Implementing the one-bit Deutsch Oracle algorithm using phase

Question

The standard method of implementing the one-bit Deutsch Oracle algorithm is to use two qbits, one as input & one as output (which allows you to write the non-reversible constant functions in a reversible way). However, I've heard there is a different way of implementing the one-bit Deutsch Oracle algorithm involving phases which only requires a single qbit; how is this done?

Answer 1

Overview

To recap the one-bit Deutsch Oracle problem, there are four possible oracle functions: constant-0, constant-1, identity, and negation. The task is to determine whether the oracle function is constant (constant-0 & constant-1) or variable/balanced (identity & negation).

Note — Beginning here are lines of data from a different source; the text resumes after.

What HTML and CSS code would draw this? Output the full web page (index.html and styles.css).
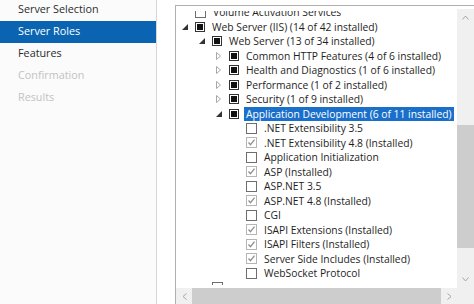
FILE: index.html
```html
<!DOCTYPE html>
<html lang="en">
<head>
    <meta charset="UTF-8">
    <meta name="viewport" content="width=device-width, initial-scale=1.0">
    <title>Add Roles and Features</title>
    <link rel="stylesheet" href="styles.css">
</head>
<body>

<div class="wizard">
    <!-- wizard steps -->
    <nav class="steps">
        <div class="step">Server Selection</div>
        <div class="step active">Server Roles</div>
        <div class="step">Features</div>
        <div class="step disabled">Confirmation</div>
        <div class="step disabled">Results</div>
    </nav>

    <div class="content">
        <div class="tree-box">
            <div class="tree-view">
                <div class="tree-rows">
                    <div class="row lvl0">
                        <span class="exp"></span>
                        <span class="cb"></span>
                        <span class="label">Volume Activation Services</span>
                    </div>
                    <div class="row lvl0">
                        <span class="exp"><svg width="6" height="6"><path d="M6 0V6H0Z" fill="#333"/></svg></span>
                        <span class="cb part"></span>
                        <span class="label">Web Server (IIS) (14 of 42 installed)</span>
                    </div>
                    <div class="row lvl1">
                        <span class="exp"><svg width="6" height="6"><path d="M6 0V6H0Z" fill="#333"/></svg></span>
                        <span class="cb part"></span>
                        <span class="label">Web Server (13 of 34 installed)</span>
                    </div>
                    <div class="row lvl2">
                        <span class="exp"><svg width="5" height="8"><path d="M.5 .5L4.5 4L.5 7.5Z" fill="none" stroke="#a8a8a8"/></svg></span>
                        <span class="cb part"></span>
                        <span class="label">Common HTTP Features (4 of 6 installed)</span>
                    </div>
                    <div class="row lvl2">
                        <span class="exp"><svg width="5" height="8"><path d="M.5 .5L4.5 4L.5 7.5Z" fill="none" stroke="#a8a8a8"/></svg></span>
                        <span class="cb part"></span>
                        <span class="label">Health and Diagnostics (1 of 6 installed)</span>
                    </div>
                    <div class="row lvl2">
                        <span class="exp"><svg width="5" height="8"><path d="M.5 .5L4.5 4L.5 7.5Z" fill="none" stroke="#a8a8a8"/></svg></span>
                        <span class="cb part"></span>
                        <span class="label">Performance (1 of 2 installed)</span>
                    </div>
                    <div class="row lvl2">
                        <span class="exp"><svg width="5" height="8"><path d="M.5 .5L4.5 4L.5 7.5Z" fill="none" stroke="#a8a8a8"/></svg></span>
                        <span class="cb part"></span>
                        <span class="label">Security (1 of 9 installed)</span>
                    </div>
                    <div class="row lvl2">
                        <span class="exp"><svg width="6" height="6"><path d="M6 0V6H0Z" fill="#333"/></svg></span>
                        <span class="cb part"></span>
                        <span class="label selected">Application Development (6 of 11 installed)</span>
                    </div>
                    <div class="row lvl3">
                        <span class="cb"></span>
                        <span class="label">.NET Extensibility 3.5</span>
                    </div>
                    <div class="row lvl3">
                        <span class="cb on"><svg width="9" height="9"><path d="M1.5 4.5l2 2.2 4-5" fill="none" stroke="#8f8f8f" stroke-width="1.3"/></svg></span>
                        <span class="label">.NET Extensibility 4.8 (Installed)</span>
                    </div>
                    <div class="row lvl3">
                        <span class="cb"></span>
                        <span class="label">Application Initialization</span>
                    </div>
                    <div class="row lvl3">
                        <span class="cb on"><svg width="9" height="9"><path d="M1.5 4.5l2 2.2 4-5" fill="none" stroke="#8f8f8f" stroke-width="1.3"/></svg></span>
                        <span class="label">ASP (Installed)</span>
                    </div>
                    <div class="row lvl3">
                        <span class="cb"></span>
                        <span class="label">ASP.NET 3.5</span>
                    </div>
                    <div class="row lvl3">
                        <span class="cb on"><svg width="9" height="9"><path d="M1.5 4.5l2 2.2 4-5" fill="none" stroke="#8f8f8f" stroke-width="1.3"/></svg></span>
                        <span class="label">ASP.NET 4.8 (Installed)</span>
                    </div>
                    <div class="row lvl3">
                        <span class="cb"></span>
                        <span class="label">CGI</span>
                    </div>
                    <div class="row lvl3">
                        <span class="cb on"><svg width="9" height="9"><path d="M1.5 4.5l2 2.2 4-5" fill="none" stroke="#8f8f8f" stroke-width="1.3"/></svg></span>
                        <span class="label">ISAPI Extensions (Installed)</span>
                    </div>
                    <div class="row lvl3">
                        <span class="cb on"><svg width="9" height="9"><path d="M1.5 4.5l2 2.2 4-5" fill="none" stroke="#8f8f8f" stroke-width="1.3"/></svg></span>
                        <span class="label">ISAPI Filters (Installed)</span>
                    </div>
                    <div class="row lvl3">
                        <span class="cb on"><svg width="9" height="9"><path d="M1.5 4.5l2 2.2 4-5" fill="none" stroke="#8f8f8f" stroke-width="1.3"/></svg></span>
                        <span class="label">Server Side Includes (Installed)</span>
                    </div>
                    <div class="row lvl3">
                        <span class="cb"></span>
                        <span class="label">WebSocket Protocol</span>
                    </div>
                    <div class="row lvl1">
                        <span class="exp"></span>
                        <span class="cb"></span>
                    </div>
                </div>
            </div>

            <!-- vertical scrollbar -->
            <div class="vscroll">
                <div class="sb-btn"><svg width="7" height="5"><path d="M.5 4.5L3.5 1L6.5 4.5" fill="none" stroke="#a6a6a6"/></svg></div>
                <div class="vtrack"><div class="vthumb"></div></div>
                <div class="sb-btn"><svg width="7" height="5"><path d="M.5 .5L3.5 4L6.5 .5" fill="none" stroke="#a6a6a6"/></svg></div>
            </div>

            <!-- horizontal scrollbar -->
            <div class="hscroll">
                <div class="sb-btn"><svg width="5" height="7"><path d="M4.5 .5L1 3.5L4.5 6.5" fill="none" stroke="#a6a6a6"/></svg></div>
                <div class="hthumb"></div>
                <div class="sb-btn"><svg width="5" height="7"><path d="M.5 .5L4 3.5L.5 6.5" fill="none" stroke="#a6a6a6"/></svg></div>
            </div>
            <div class="corner"></div>
        </div>
    </div>
</div>

</body>
</html>
```

FILE: styles.css
```css
body {
    margin: 0;
    padding: 0;
    width: 474px;
    height: 304px;
    overflow: hidden;
    background-color: #fff;
    font-family: "Open Sans", "Noto Sans", sans-serif;
    color: #1e1e1e;
}

.wizard {
    display: flex;
    height: 304px;
}

/* left steps panel */
.steps {
    width: 156px;
    flex-shrink: 0;
    background-color: #fbfbfb;
    border-right: 1px solid #d6d6d6;
}

.step {
    height: 22px;
    line-height: 20px;
    padding-left: 18px;
    font-size: 10.8px;
    color: #2b2b2b;
}

.step:first-child {
    margin-top: -1px;
}

.step.active {
    background-color: #0a64b2;
    color: #fff;
}

.step.disabled {
    color: #c2c2c2;
}

/* tree */
.content {
    flex: 1;
    padding: 5px 0 0 18px;
    margin-right: -1px;
}

.tree-box {
    height: 300px;
    border: 1px solid #b0b0b0;
    padding-top: 3px;
    box-sizing: border-box;
    display: grid;
    grid-template-columns: 1fr 17px;
    grid-template-rows: 1fr 16px;
}

.tree-view {
    overflow: hidden;
    margin-top: 2px;
    margin-bottom: 3px;
}

.tree-rows {
    margin-top: -6px;
}

.row {
    height: 14.5px;
    display: flex;
    align-items: center;
    white-space: nowrap;
    font-size: 10.3px;
}

.lvl0 { padding-left: 5px; }
.lvl1 { padding-left: 22px; }
.lvl2 { padding-left: 39px; }
.lvl3 { padding-left: 70px; }

.exp {
    width: 14px;
    height: 10px;
    flex-shrink: 0;
    display: flex;
    align-items: center;
    padding-left: 1px;
    box-sizing: border-box;
}

.cb {
    width: 10px;
    height: 10px;
    flex-shrink: 0;
    border: 1px solid #333;
    box-sizing: border-box;
    background-color: #fff;
    display: flex;
    align-items: center;
    justify-content: center;
    margin-right: 7px;
}

.lvl3 .cb,
.lvl0:first-child .cb,
.lvl1:last-child .cb {
    width: 11px;
    height: 11px;
    border-color: #6e6e6e;
}

.lvl3 .cb.on {
    border-color: #b5b5b5;
}

.cb.part::after {
    content: "";
    width: 6px;
    height: 6px;
    background-color: #111;
}

.label {
    padding: 1px 2px;
    margin-left: -2px;
    line-height: 12px;
}

.label.selected {
    background-color: #1a6fcb;
    color: #fff;
}

/* scrollbars */
.vscroll {
    background-color: #f0f0f0;
    display: flex;
    flex-direction: column;
}

.sb-btn {
    width: 17px;
    height: 17px;
    flex-shrink: 0;
    display: flex;
    align-items: center;
    justify-content: center;
}

.vtrack {
    flex: 1;
    padding-top: 99px;
}

.vthumb {
    width: 17px;
    height: 123px;
    background-color: #cdcdcd;
}

.hscroll {
    background-color: #f0f0f0;
    display: flex;
}

.hscroll .sb-btn {
    width: 16px;
    height: 16px;
}

.hthumb {
    flex: 1;
    background-color: #cdcdcd;
}

.corner {
    background-color: #f0f0f0;
}
```
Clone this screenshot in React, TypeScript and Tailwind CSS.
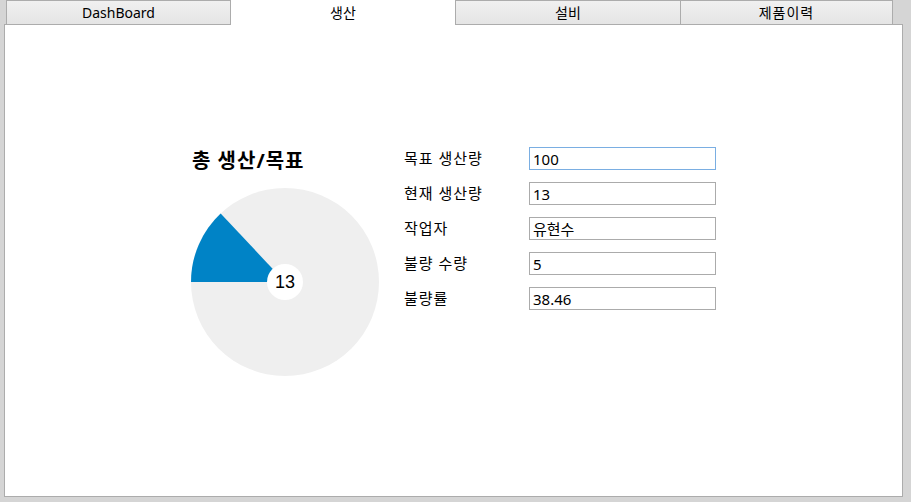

You can do this using phases as follows:

1. Rewrite the oracle function as $U_f|x\rangle=(-1)^{f(x)}|x\rangle$
2. Calculate $U_f|+\rangle$
3. Measure in the $\{|+\rangle, |-\rangle \}$ basis; the oracle function is constant if the result is $|+\rangle$ and variable/balanced if the result is $|-\rangle$

Rewriting the oracle functions

Constant-0

We have:

$f(0) = 0, f(1) = 0$

So:

$U_f|0\rangle = (-1)^{f(0)}|0\rangle = (-1)^0|0\rangle = 1|0\rangle = |0\rangle$

$U_f|1\rangle = (-1)^{f(1)}|1\rangle = (-1)^0|1\rangle = 1|1\rangle = |1\rangle$

In this case $U_f = I$, the identity operator.

Constant-1

We have:

$f(0) = 1, f(1) = 1$

So:

$U_f|0\rangle = (-1)^{f(0)}|0\rangle = (-1)^1|0\rangle = -1|0\rangle = -|0\rangle$

$U_f|1\rangle = (-1)^{f(1)}|1\rangle = (-1)^1|1\rangle = -1|1\rangle = -|1\rangle$

We always multiply the phase by -1. For this we can use a rotation gate $U_f = R_y(2\pi)$.

Identity

We have:

$f(0) = 0, f(1) = 1$

So:

$U_f|0\rangle = (-1)^{f(0)}|0\rangle = (-1)^0|0\rangle = 1|0\rangle = |0\rangle$

$U_f|1\rangle = (-1)^{f(1)}|1\rangle = (-1)^1|1\rangle = -1|1\rangle = -|1\rangle$

So if the input is $|0\rangle$ then we leave it alone, but if it's $|1\rangle$ then we flip the phase. Sound familiar? Recall the phase-flip, or Z-gate:

$Z = \begin{bmatrix} 1 & 0 \\ 0 & -1 \end{bmatrix}$

So $U_f = Z$ for Identity.

Negation

We have:

$f(0) = 1, f(1) = 0$

So:

$U_f|0\rangle = (-1)^{f(0)}|0\rangle = (-1)^1|0\rangle = -1|0\rangle = -|0\rangle$

$U_f|1\rangle = (-1)^{f(1)}|1\rangle = (-1)^0|1\rangle = 1|1\rangle = |1\rangle$

In this case $U_f = XZX$.

Calculating $U_f|+\rangle$

Constant-0

$I|+\rangle = |+\rangle$

Constant-1

$R_y(2\pi)|+\rangle = -|+\rangle$

Identity

$Z|+\rangle = |-\rangle$

Negation

$XZX|+\rangle = XZ|+\rangle = X|-\rangle = -|-\rangle$

Measurement

It's pretty clear that if we measure in the $\{|+\rangle, |-\rangle \}$ basis, we'll get $|+\rangle$ when the oracle function is constant and $|-\rangle$ when the oracle function is variable. Done.

Discussion

While this approach does have the benefit (for learners) of not requiring multiple qbits or a CNOT gate, the rewriting step seems more like "cheating" given the problem statement.